Copy nothing but the stretch that opens with the line containing "What React, TypeScript" and closes with the line containing "string; note?: string;". Keep pictures out.

§ Records shown:
------------------------------------
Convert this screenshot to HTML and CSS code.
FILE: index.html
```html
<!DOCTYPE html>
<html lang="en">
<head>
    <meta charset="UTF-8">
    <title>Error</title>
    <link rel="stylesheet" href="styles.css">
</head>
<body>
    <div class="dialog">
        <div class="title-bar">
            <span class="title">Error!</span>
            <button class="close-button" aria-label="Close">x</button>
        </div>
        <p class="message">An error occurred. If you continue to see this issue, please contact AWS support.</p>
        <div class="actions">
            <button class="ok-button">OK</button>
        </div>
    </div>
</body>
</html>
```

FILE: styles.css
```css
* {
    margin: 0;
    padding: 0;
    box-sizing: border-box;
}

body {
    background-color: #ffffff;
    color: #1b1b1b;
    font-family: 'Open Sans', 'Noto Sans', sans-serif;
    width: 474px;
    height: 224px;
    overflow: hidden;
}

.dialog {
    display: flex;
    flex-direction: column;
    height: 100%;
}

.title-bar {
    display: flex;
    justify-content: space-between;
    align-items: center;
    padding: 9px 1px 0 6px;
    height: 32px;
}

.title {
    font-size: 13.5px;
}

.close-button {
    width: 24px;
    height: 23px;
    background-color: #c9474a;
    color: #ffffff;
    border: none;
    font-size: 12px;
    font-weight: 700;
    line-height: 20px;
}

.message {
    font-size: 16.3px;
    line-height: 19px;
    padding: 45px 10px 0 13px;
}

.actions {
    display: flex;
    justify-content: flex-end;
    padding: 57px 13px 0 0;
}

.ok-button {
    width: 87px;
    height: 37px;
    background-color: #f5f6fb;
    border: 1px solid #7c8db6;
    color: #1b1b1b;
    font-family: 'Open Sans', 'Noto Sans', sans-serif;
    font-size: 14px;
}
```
------------------------------------
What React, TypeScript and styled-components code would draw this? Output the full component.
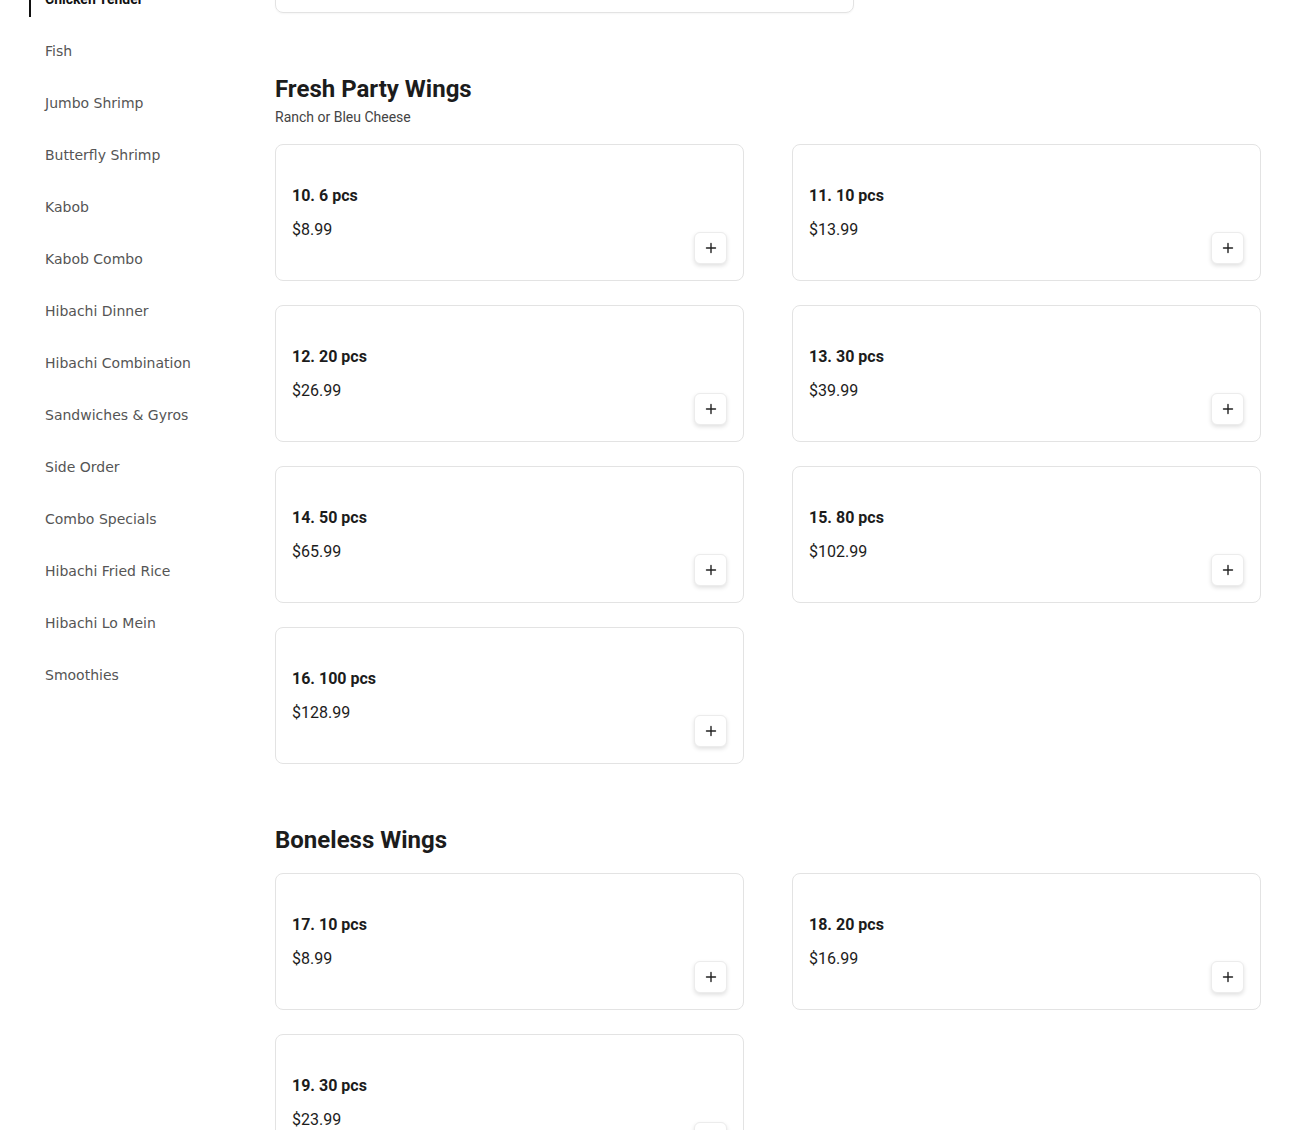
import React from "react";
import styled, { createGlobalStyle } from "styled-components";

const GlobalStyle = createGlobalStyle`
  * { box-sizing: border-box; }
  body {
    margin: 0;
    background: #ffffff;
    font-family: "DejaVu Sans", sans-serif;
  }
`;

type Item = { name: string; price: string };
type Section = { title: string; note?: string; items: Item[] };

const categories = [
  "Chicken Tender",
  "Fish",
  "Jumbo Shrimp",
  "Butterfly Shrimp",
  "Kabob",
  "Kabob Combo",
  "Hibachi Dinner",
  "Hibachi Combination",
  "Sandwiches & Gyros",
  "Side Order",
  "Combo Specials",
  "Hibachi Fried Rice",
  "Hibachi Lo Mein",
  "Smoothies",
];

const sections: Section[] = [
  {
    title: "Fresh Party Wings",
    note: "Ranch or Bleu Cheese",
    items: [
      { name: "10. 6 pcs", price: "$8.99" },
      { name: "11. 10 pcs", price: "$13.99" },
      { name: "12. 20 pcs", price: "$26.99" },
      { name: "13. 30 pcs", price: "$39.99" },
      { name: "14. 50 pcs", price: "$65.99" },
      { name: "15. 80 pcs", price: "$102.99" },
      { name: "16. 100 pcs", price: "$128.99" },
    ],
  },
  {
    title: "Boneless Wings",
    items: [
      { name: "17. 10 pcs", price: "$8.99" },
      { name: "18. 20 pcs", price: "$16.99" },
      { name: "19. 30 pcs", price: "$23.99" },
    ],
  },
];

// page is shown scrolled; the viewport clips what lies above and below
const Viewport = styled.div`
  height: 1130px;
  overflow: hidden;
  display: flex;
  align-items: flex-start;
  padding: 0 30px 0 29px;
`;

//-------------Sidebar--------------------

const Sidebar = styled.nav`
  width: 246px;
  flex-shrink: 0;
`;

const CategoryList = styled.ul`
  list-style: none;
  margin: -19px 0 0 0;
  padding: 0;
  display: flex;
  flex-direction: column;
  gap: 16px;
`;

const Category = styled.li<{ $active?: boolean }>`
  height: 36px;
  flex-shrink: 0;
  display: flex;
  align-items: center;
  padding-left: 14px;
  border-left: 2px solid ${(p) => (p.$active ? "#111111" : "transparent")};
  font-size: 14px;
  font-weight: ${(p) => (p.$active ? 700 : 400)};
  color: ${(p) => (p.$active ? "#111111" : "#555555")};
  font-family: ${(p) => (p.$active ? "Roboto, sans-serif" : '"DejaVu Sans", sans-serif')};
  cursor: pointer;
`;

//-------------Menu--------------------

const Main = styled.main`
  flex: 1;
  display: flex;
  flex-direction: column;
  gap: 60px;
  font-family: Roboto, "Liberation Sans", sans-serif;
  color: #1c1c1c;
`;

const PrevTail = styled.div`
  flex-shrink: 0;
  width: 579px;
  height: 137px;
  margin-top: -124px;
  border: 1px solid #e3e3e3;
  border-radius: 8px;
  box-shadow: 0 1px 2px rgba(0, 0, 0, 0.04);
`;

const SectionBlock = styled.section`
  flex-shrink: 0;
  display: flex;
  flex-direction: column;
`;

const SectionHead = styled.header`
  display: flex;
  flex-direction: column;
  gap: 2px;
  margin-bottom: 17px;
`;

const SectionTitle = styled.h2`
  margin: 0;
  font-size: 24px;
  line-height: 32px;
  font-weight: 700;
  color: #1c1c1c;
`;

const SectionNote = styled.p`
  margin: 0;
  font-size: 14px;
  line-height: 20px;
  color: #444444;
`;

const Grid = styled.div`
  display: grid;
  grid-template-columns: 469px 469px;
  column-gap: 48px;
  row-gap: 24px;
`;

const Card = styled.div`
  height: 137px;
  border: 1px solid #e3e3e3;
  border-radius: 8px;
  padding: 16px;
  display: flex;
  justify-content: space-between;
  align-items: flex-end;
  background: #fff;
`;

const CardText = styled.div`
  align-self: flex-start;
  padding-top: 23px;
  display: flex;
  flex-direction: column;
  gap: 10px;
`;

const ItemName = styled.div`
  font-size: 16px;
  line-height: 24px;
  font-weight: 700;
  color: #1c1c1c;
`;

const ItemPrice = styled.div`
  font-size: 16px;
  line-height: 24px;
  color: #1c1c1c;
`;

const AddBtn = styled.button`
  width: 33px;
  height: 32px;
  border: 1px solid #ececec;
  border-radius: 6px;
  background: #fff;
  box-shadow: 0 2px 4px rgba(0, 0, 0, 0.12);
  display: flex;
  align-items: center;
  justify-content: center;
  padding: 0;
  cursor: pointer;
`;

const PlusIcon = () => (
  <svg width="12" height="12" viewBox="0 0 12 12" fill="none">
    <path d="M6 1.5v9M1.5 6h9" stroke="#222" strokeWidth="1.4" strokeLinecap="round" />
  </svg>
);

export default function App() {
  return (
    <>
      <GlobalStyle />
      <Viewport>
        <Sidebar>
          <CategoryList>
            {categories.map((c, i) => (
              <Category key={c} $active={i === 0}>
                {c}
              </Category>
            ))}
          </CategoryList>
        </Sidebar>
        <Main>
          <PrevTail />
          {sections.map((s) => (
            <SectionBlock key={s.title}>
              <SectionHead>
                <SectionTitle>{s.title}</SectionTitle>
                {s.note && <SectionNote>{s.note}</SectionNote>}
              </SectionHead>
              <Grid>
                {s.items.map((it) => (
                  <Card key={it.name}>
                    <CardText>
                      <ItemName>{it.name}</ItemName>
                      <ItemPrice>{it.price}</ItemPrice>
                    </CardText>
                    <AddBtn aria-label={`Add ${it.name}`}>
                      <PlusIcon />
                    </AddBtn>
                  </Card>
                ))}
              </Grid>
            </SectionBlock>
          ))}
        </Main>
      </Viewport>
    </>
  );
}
------------------------------------
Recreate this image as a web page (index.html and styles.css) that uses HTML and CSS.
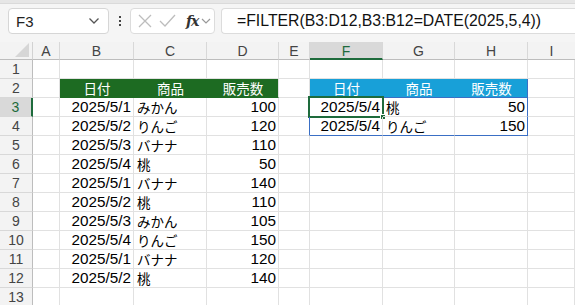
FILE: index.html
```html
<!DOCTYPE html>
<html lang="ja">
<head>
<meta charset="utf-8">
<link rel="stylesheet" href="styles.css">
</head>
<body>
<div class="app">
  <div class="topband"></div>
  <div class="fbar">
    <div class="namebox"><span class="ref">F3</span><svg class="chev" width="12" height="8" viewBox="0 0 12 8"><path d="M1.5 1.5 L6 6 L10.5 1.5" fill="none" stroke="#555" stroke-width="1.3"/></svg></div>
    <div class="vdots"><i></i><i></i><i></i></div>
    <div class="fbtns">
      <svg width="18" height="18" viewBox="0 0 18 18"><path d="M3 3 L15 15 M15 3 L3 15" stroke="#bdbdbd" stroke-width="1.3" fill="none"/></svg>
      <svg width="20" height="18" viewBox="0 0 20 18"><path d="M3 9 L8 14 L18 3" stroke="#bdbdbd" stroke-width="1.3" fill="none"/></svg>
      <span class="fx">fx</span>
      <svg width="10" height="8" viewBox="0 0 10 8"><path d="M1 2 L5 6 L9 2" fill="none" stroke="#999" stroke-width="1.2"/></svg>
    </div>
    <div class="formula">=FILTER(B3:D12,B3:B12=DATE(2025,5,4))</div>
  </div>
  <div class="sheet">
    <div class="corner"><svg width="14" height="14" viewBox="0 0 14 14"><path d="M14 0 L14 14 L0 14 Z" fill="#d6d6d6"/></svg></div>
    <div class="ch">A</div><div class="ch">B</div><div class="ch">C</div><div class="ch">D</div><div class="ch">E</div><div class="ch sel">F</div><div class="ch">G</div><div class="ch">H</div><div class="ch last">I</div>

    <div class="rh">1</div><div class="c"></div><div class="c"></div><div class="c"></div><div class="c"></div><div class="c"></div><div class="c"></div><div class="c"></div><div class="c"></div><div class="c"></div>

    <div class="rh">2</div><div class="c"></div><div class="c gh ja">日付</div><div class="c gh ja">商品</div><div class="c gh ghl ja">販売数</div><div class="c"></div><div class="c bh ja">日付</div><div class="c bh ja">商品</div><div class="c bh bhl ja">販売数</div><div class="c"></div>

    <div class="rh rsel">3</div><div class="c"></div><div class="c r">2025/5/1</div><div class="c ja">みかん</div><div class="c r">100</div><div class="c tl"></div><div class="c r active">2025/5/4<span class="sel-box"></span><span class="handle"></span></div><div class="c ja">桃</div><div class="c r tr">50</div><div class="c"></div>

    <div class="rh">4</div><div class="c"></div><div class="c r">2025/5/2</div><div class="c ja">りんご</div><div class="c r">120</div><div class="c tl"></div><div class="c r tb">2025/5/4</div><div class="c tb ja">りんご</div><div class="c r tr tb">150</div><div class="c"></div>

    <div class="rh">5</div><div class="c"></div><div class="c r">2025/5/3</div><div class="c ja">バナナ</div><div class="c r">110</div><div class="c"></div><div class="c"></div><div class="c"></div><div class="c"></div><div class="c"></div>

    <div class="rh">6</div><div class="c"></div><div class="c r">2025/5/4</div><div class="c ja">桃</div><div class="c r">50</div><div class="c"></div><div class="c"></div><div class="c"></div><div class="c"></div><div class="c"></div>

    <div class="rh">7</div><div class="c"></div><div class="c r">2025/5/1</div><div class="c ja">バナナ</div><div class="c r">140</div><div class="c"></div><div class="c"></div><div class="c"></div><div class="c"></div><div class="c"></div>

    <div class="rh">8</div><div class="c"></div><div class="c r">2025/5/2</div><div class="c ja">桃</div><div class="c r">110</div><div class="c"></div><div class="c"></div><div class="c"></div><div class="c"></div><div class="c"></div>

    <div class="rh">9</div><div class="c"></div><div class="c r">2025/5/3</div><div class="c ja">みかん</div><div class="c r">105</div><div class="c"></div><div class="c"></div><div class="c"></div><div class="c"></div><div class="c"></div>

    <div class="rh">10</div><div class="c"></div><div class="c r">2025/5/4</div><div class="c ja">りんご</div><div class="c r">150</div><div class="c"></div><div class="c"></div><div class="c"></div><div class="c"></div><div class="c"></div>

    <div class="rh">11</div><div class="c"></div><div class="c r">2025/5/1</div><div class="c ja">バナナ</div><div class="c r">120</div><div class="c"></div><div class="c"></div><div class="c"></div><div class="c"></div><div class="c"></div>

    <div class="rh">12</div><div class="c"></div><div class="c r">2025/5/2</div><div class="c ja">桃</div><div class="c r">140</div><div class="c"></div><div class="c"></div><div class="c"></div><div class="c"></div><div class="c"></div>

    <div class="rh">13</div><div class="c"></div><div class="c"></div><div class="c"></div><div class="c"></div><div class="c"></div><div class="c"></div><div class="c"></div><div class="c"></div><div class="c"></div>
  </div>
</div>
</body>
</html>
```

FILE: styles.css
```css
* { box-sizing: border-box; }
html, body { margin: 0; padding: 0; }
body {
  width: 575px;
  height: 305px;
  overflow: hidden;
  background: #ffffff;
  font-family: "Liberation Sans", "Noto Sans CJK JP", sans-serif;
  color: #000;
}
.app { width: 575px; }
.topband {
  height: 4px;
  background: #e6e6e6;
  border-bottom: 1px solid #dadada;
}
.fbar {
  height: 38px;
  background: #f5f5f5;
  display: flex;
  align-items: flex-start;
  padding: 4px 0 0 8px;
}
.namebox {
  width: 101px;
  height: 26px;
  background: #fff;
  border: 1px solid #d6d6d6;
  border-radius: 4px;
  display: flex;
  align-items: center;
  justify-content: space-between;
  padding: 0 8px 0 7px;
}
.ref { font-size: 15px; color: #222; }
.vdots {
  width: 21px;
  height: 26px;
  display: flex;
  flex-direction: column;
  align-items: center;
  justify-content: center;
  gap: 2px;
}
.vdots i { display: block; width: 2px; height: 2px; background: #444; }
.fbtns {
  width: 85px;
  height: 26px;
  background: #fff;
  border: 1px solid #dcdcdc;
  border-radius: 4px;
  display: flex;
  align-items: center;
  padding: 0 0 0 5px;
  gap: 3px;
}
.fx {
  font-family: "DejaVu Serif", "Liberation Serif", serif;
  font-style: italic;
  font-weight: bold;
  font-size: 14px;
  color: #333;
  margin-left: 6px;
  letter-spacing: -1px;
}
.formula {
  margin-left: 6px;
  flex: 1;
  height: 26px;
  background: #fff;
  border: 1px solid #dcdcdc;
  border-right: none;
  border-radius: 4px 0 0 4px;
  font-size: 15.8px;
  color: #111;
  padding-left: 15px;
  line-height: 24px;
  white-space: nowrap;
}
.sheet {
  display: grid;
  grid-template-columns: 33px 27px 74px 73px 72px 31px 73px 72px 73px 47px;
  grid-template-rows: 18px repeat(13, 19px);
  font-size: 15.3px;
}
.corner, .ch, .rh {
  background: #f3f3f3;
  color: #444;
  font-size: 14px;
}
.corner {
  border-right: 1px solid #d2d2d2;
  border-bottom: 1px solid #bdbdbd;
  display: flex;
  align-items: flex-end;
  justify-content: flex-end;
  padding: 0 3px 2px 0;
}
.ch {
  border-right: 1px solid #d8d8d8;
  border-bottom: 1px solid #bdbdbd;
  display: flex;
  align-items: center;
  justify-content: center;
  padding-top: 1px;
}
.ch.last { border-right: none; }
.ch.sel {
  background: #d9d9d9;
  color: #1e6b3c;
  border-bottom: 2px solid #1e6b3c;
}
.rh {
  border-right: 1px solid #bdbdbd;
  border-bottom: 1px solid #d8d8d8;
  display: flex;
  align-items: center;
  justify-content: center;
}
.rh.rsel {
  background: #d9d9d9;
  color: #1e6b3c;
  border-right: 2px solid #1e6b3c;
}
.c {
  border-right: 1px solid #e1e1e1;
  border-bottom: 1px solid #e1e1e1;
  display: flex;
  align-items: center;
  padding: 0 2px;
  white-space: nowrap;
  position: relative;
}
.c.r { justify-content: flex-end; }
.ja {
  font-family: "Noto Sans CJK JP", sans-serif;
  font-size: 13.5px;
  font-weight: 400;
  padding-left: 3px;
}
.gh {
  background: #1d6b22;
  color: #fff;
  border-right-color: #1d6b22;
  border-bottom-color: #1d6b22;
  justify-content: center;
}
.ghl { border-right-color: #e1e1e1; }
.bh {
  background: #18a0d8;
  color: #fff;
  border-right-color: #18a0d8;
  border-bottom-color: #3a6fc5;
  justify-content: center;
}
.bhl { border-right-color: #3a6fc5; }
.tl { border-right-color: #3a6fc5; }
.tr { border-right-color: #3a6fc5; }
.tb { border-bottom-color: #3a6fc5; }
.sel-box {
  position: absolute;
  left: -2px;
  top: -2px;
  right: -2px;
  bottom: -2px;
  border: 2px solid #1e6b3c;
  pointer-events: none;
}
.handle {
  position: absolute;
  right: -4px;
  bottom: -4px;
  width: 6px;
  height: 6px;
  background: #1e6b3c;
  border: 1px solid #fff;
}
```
------------------------------------
§ Full solution:
What React, TypeScript and styled-components code would draw this? Output the full component.
import React from "react";
import styled, { createGlobalStyle } from "styled-components";

const GlobalStyle = createGlobalStyle`
  * { box-sizing: border-box; }
  body {
    margin: 0;
    background: #ffffff;
    font-family: "DejaVu Sans", sans-serif;
  }
`;

type Item = { name: string; price: string };
type Section = { title: string; note?: string; items: Item[] };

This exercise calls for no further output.